=== Given data ===
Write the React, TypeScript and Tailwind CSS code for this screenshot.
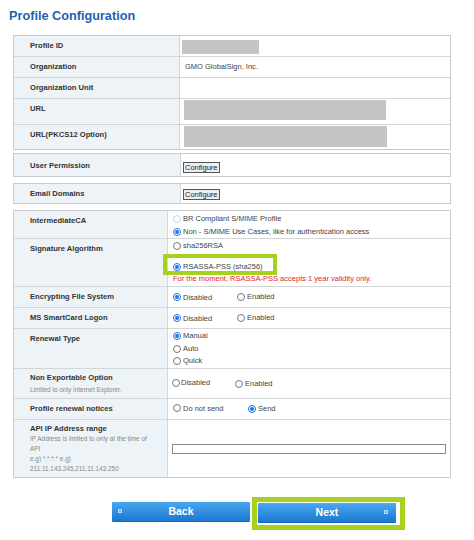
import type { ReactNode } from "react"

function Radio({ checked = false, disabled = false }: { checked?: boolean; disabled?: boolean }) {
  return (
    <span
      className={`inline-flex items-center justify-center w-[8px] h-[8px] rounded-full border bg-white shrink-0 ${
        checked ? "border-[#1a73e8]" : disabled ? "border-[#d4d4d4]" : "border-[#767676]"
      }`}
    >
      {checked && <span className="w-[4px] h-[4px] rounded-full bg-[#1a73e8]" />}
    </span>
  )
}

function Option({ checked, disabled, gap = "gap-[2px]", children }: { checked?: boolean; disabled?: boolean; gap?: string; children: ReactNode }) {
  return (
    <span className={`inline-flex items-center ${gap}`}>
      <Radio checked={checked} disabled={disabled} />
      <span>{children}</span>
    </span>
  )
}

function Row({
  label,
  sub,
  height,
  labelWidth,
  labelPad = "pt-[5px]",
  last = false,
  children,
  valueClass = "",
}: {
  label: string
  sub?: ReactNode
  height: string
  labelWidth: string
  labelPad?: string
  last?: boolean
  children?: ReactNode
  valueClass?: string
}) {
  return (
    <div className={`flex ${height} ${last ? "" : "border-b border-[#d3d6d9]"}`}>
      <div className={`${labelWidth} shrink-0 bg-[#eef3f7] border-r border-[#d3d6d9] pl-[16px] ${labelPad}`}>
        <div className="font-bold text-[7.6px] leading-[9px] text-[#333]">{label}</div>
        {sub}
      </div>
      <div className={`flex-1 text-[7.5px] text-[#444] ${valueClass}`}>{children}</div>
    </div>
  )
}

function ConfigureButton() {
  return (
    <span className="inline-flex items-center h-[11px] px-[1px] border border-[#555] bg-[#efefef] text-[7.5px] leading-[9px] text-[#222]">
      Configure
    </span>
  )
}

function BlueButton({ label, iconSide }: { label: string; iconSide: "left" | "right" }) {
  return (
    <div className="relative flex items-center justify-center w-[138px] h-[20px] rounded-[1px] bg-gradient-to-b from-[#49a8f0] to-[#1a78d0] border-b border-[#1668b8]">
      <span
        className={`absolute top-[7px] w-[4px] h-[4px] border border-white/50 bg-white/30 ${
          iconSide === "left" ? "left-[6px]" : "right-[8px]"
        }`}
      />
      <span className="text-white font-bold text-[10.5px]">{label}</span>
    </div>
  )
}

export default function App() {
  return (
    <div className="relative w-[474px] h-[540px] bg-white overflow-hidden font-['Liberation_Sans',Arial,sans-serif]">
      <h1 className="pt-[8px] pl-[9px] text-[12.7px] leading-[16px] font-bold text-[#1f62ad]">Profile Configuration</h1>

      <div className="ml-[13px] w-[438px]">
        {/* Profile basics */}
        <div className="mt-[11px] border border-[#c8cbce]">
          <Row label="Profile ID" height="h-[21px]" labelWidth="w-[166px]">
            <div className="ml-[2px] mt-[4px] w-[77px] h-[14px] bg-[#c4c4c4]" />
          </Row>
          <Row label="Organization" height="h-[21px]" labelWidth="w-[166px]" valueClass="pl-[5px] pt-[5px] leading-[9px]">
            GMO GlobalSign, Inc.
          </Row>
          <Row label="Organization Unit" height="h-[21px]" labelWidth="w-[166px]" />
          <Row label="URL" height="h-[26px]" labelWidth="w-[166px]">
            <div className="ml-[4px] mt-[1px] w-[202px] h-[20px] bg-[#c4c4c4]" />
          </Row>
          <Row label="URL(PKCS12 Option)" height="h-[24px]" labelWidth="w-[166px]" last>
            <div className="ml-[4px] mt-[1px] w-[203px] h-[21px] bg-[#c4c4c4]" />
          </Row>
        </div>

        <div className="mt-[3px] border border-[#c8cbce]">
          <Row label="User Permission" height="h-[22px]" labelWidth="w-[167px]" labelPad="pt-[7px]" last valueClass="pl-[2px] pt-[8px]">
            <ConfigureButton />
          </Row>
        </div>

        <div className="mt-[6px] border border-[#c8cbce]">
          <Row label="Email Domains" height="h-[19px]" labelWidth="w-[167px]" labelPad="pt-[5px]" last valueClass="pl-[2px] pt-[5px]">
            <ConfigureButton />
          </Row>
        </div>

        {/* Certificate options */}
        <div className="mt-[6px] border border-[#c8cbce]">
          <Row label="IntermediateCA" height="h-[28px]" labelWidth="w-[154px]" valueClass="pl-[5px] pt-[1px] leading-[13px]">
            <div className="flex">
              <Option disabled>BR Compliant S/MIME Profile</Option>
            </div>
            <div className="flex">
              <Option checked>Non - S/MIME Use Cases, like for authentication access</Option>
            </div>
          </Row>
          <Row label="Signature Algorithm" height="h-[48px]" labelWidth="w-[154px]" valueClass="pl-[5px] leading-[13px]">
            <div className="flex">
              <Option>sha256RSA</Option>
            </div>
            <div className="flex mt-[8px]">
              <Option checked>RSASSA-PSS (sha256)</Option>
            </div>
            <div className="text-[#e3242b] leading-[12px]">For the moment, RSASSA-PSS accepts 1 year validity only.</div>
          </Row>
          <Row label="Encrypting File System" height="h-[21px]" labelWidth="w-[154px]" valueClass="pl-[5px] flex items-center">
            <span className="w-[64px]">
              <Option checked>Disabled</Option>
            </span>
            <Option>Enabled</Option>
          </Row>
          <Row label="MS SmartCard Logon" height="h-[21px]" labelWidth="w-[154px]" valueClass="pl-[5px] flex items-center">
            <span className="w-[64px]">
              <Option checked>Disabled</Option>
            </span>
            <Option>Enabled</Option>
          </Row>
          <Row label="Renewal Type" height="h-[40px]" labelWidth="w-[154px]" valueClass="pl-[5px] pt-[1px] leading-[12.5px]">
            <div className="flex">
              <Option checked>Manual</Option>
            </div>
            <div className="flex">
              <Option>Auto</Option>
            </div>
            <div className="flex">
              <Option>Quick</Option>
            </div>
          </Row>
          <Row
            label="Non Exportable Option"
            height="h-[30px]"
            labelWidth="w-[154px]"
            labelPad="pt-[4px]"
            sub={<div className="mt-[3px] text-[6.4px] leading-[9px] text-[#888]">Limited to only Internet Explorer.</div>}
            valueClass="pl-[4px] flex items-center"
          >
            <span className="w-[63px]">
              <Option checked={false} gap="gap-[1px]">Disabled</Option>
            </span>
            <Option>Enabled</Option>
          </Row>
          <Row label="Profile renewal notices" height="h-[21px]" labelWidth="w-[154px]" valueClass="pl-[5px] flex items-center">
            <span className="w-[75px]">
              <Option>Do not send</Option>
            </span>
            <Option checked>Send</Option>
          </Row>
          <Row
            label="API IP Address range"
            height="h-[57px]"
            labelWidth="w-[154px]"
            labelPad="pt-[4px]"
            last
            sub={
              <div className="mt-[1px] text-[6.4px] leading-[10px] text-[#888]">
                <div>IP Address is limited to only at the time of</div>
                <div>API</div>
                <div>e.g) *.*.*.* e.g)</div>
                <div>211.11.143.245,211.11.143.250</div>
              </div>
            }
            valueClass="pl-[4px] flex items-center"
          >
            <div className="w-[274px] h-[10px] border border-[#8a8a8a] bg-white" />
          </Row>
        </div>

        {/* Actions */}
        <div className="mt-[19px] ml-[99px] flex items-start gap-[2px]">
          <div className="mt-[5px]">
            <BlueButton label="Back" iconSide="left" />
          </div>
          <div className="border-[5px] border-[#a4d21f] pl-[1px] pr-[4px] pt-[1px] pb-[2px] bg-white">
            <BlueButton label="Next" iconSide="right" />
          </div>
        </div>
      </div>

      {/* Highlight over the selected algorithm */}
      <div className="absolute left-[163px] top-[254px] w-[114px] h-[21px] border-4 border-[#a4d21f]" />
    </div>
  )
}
===
* Written problem:
Replicate the material above verbatim; images stay out of the copy.

* Correct output:
Write the React, TypeScript and Tailwind CSS code for this screenshot.
import type { ReactNode } from "react"

function Radio({ checked = false, disabled = false }: { checked?: boolean; disabled?: boolean }) {
  return (
    <span
      className={`inline-flex items-center justify-center w-[8px] h-[8px] rounded-full border bg-white shrink-0 ${
        checked ? "border-[#1a73e8]" : disabled ? "border-[#d4d4d4]" : "border-[#767676]"
      }`}
    >
      {checked && <span className="w-[4px] h-[4px] rounded-full bg-[#1a73e8]" />}
    </span>
  )
}

function Option({ checked, disabled, gap = "gap-[2px]", children }: { checked?: boolean; disabled?: boolean; gap?: string; children: ReactNode }) {
  return (
    <span className={`inline-flex items-center ${gap}`}>
      <Radio checked={checked} disabled={disabled} />
      <span>{children}</span>
    </span>
  )
}

function Row({
  label,
  sub,
  height,
  labelWidth,
  labelPad = "pt-[5px]",
  last = false,
  children,
  valueClass = "",
}: {
  label: string
  sub?: ReactNode
  height: string
  labelWidth: string
  labelPad?: string
  last?: boolean
  children?: ReactNode
  valueClass?: string
}) {
  return (
    <div className={`flex ${height} ${last ? "" : "border-b border-[#d3d6d9]"}`}>
      <div className={`${labelWidth} shrink-0 bg-[#eef3f7] border-r border-[#d3d6d9] pl-[16px] ${labelPad}`}>
        <div className="font-bold text-[7.6px] leading-[9px] text-[#333]">{label}</div>
        {sub}
      </div>
      <div className={`flex-1 text-[7.5px] text-[#444] ${valueClass}`}>{children}</div>
    </div>
  )
}

function ConfigureButton() {
  return (
    <span className="inline-flex items-center h-[11px] px-[1px] border border-[#555] bg-[#efefef] text-[7.5px] leading-[9px] text-[#222]">
      Configure
    </span>
  )
}

function BlueButton({ label, iconSide }: { label: string; iconSide: "left" | "right" }) {
  return (
    <div className="relative flex items-center justify-center w-[138px] h-[20px] rounded-[1px] bg-gradient-to-b from-[#49a8f0] to-[#1a78d0] border-b border-[#1668b8]">
      <span
        className={`absolute top-[7px] w-[4px] h-[4px] border border-white/50 bg-white/30 ${
          iconSide === "left" ? "left-[6px]" : "right-[8px]"
        }`}
      />
      <span className="text-white font-bold text-[10.5px]">{label}</span>
    </div>
  )
}

export default function App() {
  return (
    <div className="relative w-[474px] h-[540px] bg-white overflow-hidden font-['Liberation_Sans',Arial,sans-serif]">
      <h1 className="pt-[8px] pl-[9px] text-[12.7px] leading-[16px] font-bold text-[#1f62ad]">Profile Configuration</h1>

      <div className="ml-[13px] w-[438px]">
        {/* Profile basics */}
        <div className="mt-[11px] border border-[#c8cbce]">
          <Row label="Profile ID" height="h-[21px]" labelWidth="w-[166px]">
            <div className="ml-[2px] mt-[4px] w-[77px] h-[14px] bg-[#c4c4c4]" />
          </Row>
          <Row label="Organization" height="h-[21px]" labelWidth="w-[166px]" valueClass="pl-[5px] pt-[5px] leading-[9px]">
            GMO GlobalSign, Inc.
          </Row>
          <Row label="Organization Unit" height="h-[21px]" labelWidth="w-[166px]" />
          <Row label="URL" height="h-[26px]" labelWidth="w-[166px]">
            <div className="ml-[4px] mt-[1px] w-[202px] h-[20px] bg-[#c4c4c4]" />
          </Row>
          <Row label="URL(PKCS12 Option)" height="h-[24px]" labelWidth="w-[166px]" last>
            <div className="ml-[4px] mt-[1px] w-[203px] h-[21px] bg-[#c4c4c4]" />
          </Row>
        </div>

        <div className="mt-[3px] border border-[#c8cbce]">
          <Row label="User Permission" height="h-[22px]" labelWidth="w-[167px]" labelPad="pt-[7px]" last valueClass="pl-[2px] pt-[8px]">
            <ConfigureButton />
          </Row>
        </div>

        <div className="mt-[6px] border border-[#c8cbce]">
          <Row label="Email Domains" height="h-[19px]" labelWidth="w-[167px]" labelPad="pt-[5px]" last valueClass="pl-[2px] pt-[5px]">
            <ConfigureButton />
          </Row>
        </div>

        {/* Certificate options */}
        <div className="mt-[6px] border border-[#c8cbce]">
          <Row label="IntermediateCA" height="h-[28px]" labelWidth="w-[154px]" valueClass="pl-[5px] pt-[1px] leading-[13px]">
            <div className="flex">
              <Option disabled>BR Compliant S/MIME Profile</Option>
            </div>
            <div className="flex">
              <Option checked>Non - S/MIME Use Cases, like for authentication access</Option>
            </div>
          </Row>
          <Row label="Signature Algorithm" height="h-[48px]" labelWidth="w-[154px]" valueClass="pl-[5px] leading-[13px]">
            <div className="flex">
              <Option>sha256RSA</Option>
            </div>
            <div className="flex mt-[8px]">
              <Option checked>RSASSA-PSS (sha256)</Option>
            </div>
            <div className="text-[#e3242b] leading-[12px]">For the moment, RSASSA-PSS accepts 1 year validity only.</div>
          </Row>
          <Row label="Encrypting File System" height="h-[21px]" labelWidth="w-[154px]" valueClass="pl-[5px] flex items-center">
            <span className="w-[64px]">
              <Option checked>Disabled</Option>
            </span>
            <Option>Enabled</Option>
          </Row>
          <Row label="MS SmartCard Logon" height="h-[21px]" labelWidth="w-[154px]" valueClass="pl-[5px] flex items-center">
            <span className="w-[64px]">
              <Option checked>Disabled</Option>
            </span>
            <Option>Enabled</Option>
          </Row>
          <Row label="Renewal Type" height="h-[40px]" labelWidth="w-[154px]" valueClass="pl-[5px] pt-[1px] leading-[12.5px]">
            <div className="flex">
              <Option checked>Manual</Option>
            </div>
            <div className="flex">
              <Option>Auto</Option>
            </div>
            <div className="flex">
              <Option>Quick</Option>
            </div>
          </Row>
          <Row
            label="Non Exportable Option"
            height="h-[30px]"
            labelWidth="w-[154px]"
            labelPad="pt-[4px]"
            sub={<div className="mt-[3px] text-[6.4px] leading-[9px] text-[#888]">Limited to only Internet Explorer.</div>}
            valueClass="pl-[4px] flex items-center"
          >
            <span className="w-[63px]">
              <Option checked={false} gap="gap-[1px]">Disabled</Option>
            </span>
            <Option>Enabled</Option>
          </Row>
          <Row label="Profile renewal notices" height="h-[21px]" labelWidth="w-[154px]" valueClass="pl-[5px] flex items-center">
            <span className="w-[75px]">
              <Option>Do not send</Option>
            </span>
            <Option checked>Send</Option>
          </Row>
          <Row
            label="API IP Address range"
            height="h-[57px]"
            labelWidth="w-[154px]"
            labelPad="pt-[4px]"
            last
            sub={
              <div className="mt-[1px] text-[6.4px] leading-[10px] text-[#888]">
                <div>IP Address is limited to only at the time of</div>
                <div>API</div>
                <div>e.g) *.*.*.* e.g)</div>
                <div>211.11.143.245,211.11.143.250</div>
              </div>
            }
            valueClass="pl-[4px] flex items-center"
          >
            <div className="w-[274px] h-[10px] border border-[#8a8a8a] bg-white" />
          </Row>
        </div>

        {/* Actions */}
        <div className="mt-[19px] ml-[99px] flex items-start gap-[2px]">
          <div className="mt-[5px]">
            <BlueButton label="Back" iconSide="left" />
          </div>
          <div className="border-[5px] border-[#a4d21f] pl-[1px] pr-[4px] pt-[1px] pb-[2px] bg-white">
            <BlueButton label="Next" iconSide="right" />
          </div>
        </div>
      </div>

      {/* Highlight over the selected algorithm */}
      <div className="absolute left-[163px] top-[254px] w-[114px] h-[21px] border-4 border-[#a4d21f]" />
    </div>
  )
}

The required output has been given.